1. First, let's look really closely at the function inside the integral: $\frac{x^{2}-2}{x^{4}+3}$. This fraction tells us how big the pieces we're adding up are, especially when 'x' gets super, super large.
2. When 'x' gets really, really big (like, way out towards infinity!), the numbers '-2' in the top and '+3' in the bottom don't really matter much compared to $x^2$ and $x^4$. They become tiny effects.
So, for very large 'x', our function $\frac{x^{2}-2}{x^{4}+3}$ acts almost exactly like $\frac{x^2}{x^4}$.
3. We can simplify $\frac{x^2}{x^4}$ by canceling out $x^2$ from top and bottom. That gives us $\frac{1}{x^2}$.
4. Now, we know a special trick about integrals that look like $\int_{1}^{\infty} \frac{1}{x^p} dx$. These are called "p-integrals". If the power 'p' is bigger than 1, the integral converges (it adds up to a finite number). If 'p' is 1 or less, it diverges (it goes on forever). In our simplified integral, $\int_{1}^{\infty} \frac{1}{x^2} dx$, the power 'p' is 2. Since 2 is definitely bigger than 1, we know that $\int_{1}^{\infty} \frac{1}{x^2} dx$ converges!

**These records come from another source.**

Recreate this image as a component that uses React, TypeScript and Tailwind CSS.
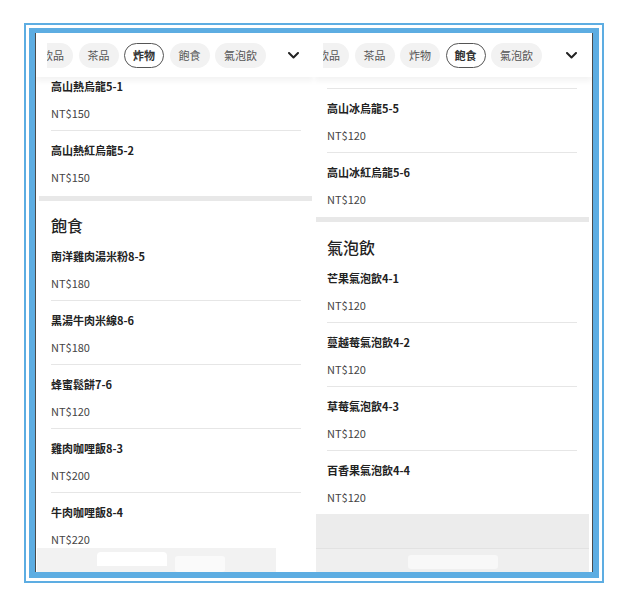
import React from "react";

type Item = { name: string; price: number };

const CHIPS = ["飲品", "茶品", "炸物", "飽食", "氣泡飲"];

const Chevron: React.FC = () => (
  <svg width="11" height="7" viewBox="0 0 11 7" fill="none">
    <path d="M1 1l4.5 4.5L10 1" stroke="#222" strokeWidth="2" strokeLinecap="round" strokeLinejoin="round" />
  </svg>
);

// top category bar, scrolled a little to the left
const TabBar: React.FC<{ active: string; clipLeft: string }> = ({ active, clipLeft }) => (
  <div className="relative z-10 flex h-[44px] shrink-0 items-center bg-white shadow-[0_4px_6px_rgba(0,0,0,0.05)]">
    <div className={`flex h-full flex-1 items-center overflow-hidden ${clipLeft}`}>
      <div className="ml-[-14px] flex items-center gap-[5.5px]">
        {CHIPS.map((c) =>
          c === active ? (
            <span
              key={c}
              className="flex h-[25px] shrink-0 items-center rounded-full border-[1.5px] border-[#555] bg-white px-[8px] text-[11px] font-bold text-[#333]"
            >
              {c}
            </span>
          ) : (
            <span
              key={c}
              className="flex h-[25px] shrink-0 items-center rounded-full bg-[#f2f2f2] px-[9px] text-[11px] text-[#555]"
            >
              {c}
            </span>
          )
        )}
      </div>
    </div>
    <div className="flex h-full w-[41px] shrink-0 items-center justify-center bg-white">
      <Chevron />
    </div>
  </div>
);

const MenuItem: React.FC<{ item: Item; last?: boolean }> = ({ item, last }) => (
  <div className={last ? "w-[250px] pt-[11px] pb-[9px]" : "w-[250px] border-b border-[#e6e6e6] pt-[11px] pb-[9px]"}>
    <div className="text-[11px] font-bold leading-[16px] text-[#222]">{item.name}</div>
    <div className="mt-[11px] text-[11px] leading-[16px] text-[#444]">NT${item.price}</div>
  </div>
);

const LeftPanel: React.FC = () => {
  const fried: Item[] = [
    { name: "高山熱烏龍5-1", price: 150 },
    { name: "高山熱紅烏龍5-2", price: 150 },
  ];
  const meals: Item[] = [
    { name: "南洋雞肉湯米粉8-5", price: 180 },
    { name: "黑湯牛肉米線8-6", price: 180 },
    { name: "蜂蜜鬆餅7-6", price: 120 },
    { name: "雞肉咖哩飯8-3", price: 200 },
    { name: "牛肉咖哩飯8-4", price: 220 },
  ];
  return (
    <div className="relative flex h-full w-[278px] flex-col overflow-hidden bg-white">
      <TabBar active="炸物" clipLeft="ml-[11px]" />
      <div className="flex-1 overflow-hidden">
        <div className="mt-[-10px] pl-[15px]">
          {fried.map((it, i) => (
            <MenuItem key={it.name} item={it} last={i === fried.length - 1} />
          ))}
        </div>
        <div className="h-[2px]" />
        <div className="ml-[3px] mr-[2px] h-[5px] bg-[#e8e8e8]" />
        <div className="pl-[15px]">
          <h3 className="pt-[12px] text-[16px] font-medium leading-[24px] text-[#222]">飽食</h3>
          {meals.map((it, i) => (
            <MenuItem key={it.name} item={it} last={i === meals.length - 1} />
          ))}
        </div>
      </div>
      {/* bottom bar (cart) */}
      <div className="absolute bottom-0 left-[1px] right-[38px] flex h-[24px] items-start bg-[#f2f2f2]">
        <div className="ml-[60px] mt-[4px] h-[14px] w-[70px] rounded-t-[4px] bg-white" />
        <div className="ml-[8px] mt-[8px] h-[16px] w-[50px] rounded-[3px] bg-[#fafafa]" />
      </div>
    </div>
  );
};

const RightPanel: React.FC = () => {
  const tea: Item[] = [
    { name: "高山冰烏龍5-5", price: 120 },
    { name: "高山冰紅烏龍5-6", price: 120 },
  ];
  const soda: Item[] = [
    { name: "芒果氣泡飲4-1", price: 120 },
    { name: "蔓越莓氣泡飲4-2", price: 120 },
    { name: "草莓氣泡飲4-3", price: 120 },
    { name: "百香果氣泡飲4-4", price: 120 },
  ];
  return (
    <div className="relative flex h-full w-[278px] flex-col overflow-hidden bg-white">
      <TabBar active="飽食" clipLeft="ml-[9px]" />
      <div className="flex flex-1 flex-col overflow-hidden">
        <div className="pl-[13px]">
          <div className="h-[12px] w-[250px] border-b border-[#e6e6e6]" />
          {tea.map((it, i) => (
            <MenuItem key={it.name} item={it} last={i === tea.length - 1} />
          ))}
        </div>
        <div className="h-[1px]" />
        <div className="ml-[2px] mr-[3px] h-[5px] shrink-0 bg-[#e8e8e8]" />
        <div className="pl-[13px]">
          <h3 className="pt-[13px] text-[16px] font-medium leading-[24px] text-[#222]">氣泡飲</h3>
          {soda.map((it, i) => (
            <MenuItem key={it.name} item={it} last={i === soda.length - 1} />
          ))}
        </div>
        <div className="ml-[2px] mr-[3px] flex flex-1 flex-col justify-end bg-[#ececec]">
          <div className="flex h-[24px] items-start justify-center border-t border-[#e2e2e2] bg-[#efefef]">
            <div className="mt-[6px] h-[14px] w-[90px] rounded-[3px] bg-[#f8f8f8]" />
          </div>
        </div>
      </div>
    </div>
  );
};

const App: React.FC = () => {
  return (
    <div
      className="h-[607px] w-[628px] bg-white pt-[23px] pl-[24px]"
      style={{ fontFamily: '"Noto Sans CJK TC", "Noto Sans", sans-serif' }}
    >
      <div className="h-[560px] w-[580px] border-2 border-[#5dade2] bg-white p-[3px]">
        <div className="flex h-full border-x-[6px] border-t-[5px] border-b-[6px] border-[#5dade2] bg-white">
          <div className="flex h-full w-full border-x border-[#4a4a4a]">
            <LeftPanel />
            <RightPanel />
          </div>
        </div>
      </div>
    </div>
  );
};

export default App;
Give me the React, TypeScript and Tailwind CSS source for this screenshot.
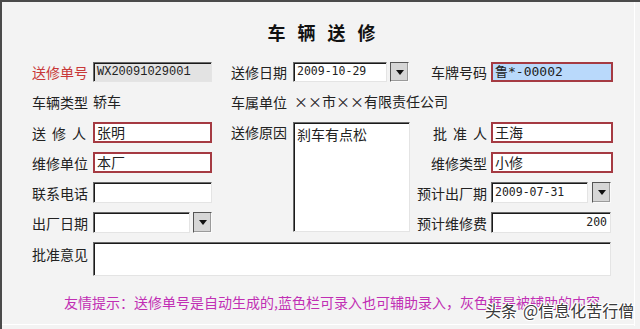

5. Since our original function $\frac{x^{2}-2}{x^{4}+3}$ behaves just like the simpler $\frac{1}{x^2}$ when 'x' is super big, and we know that the integral of $\frac{1}{x^2}$ converges, then our original integral $\int_{1}^{\infty} \frac{x^{2}-2}{x^{4}+3} d x$ must also converge! It's like if you and your friend are running a long race, and your friend starts slowing down at the same rate as a person who you know will finish, then you'll also finish the race!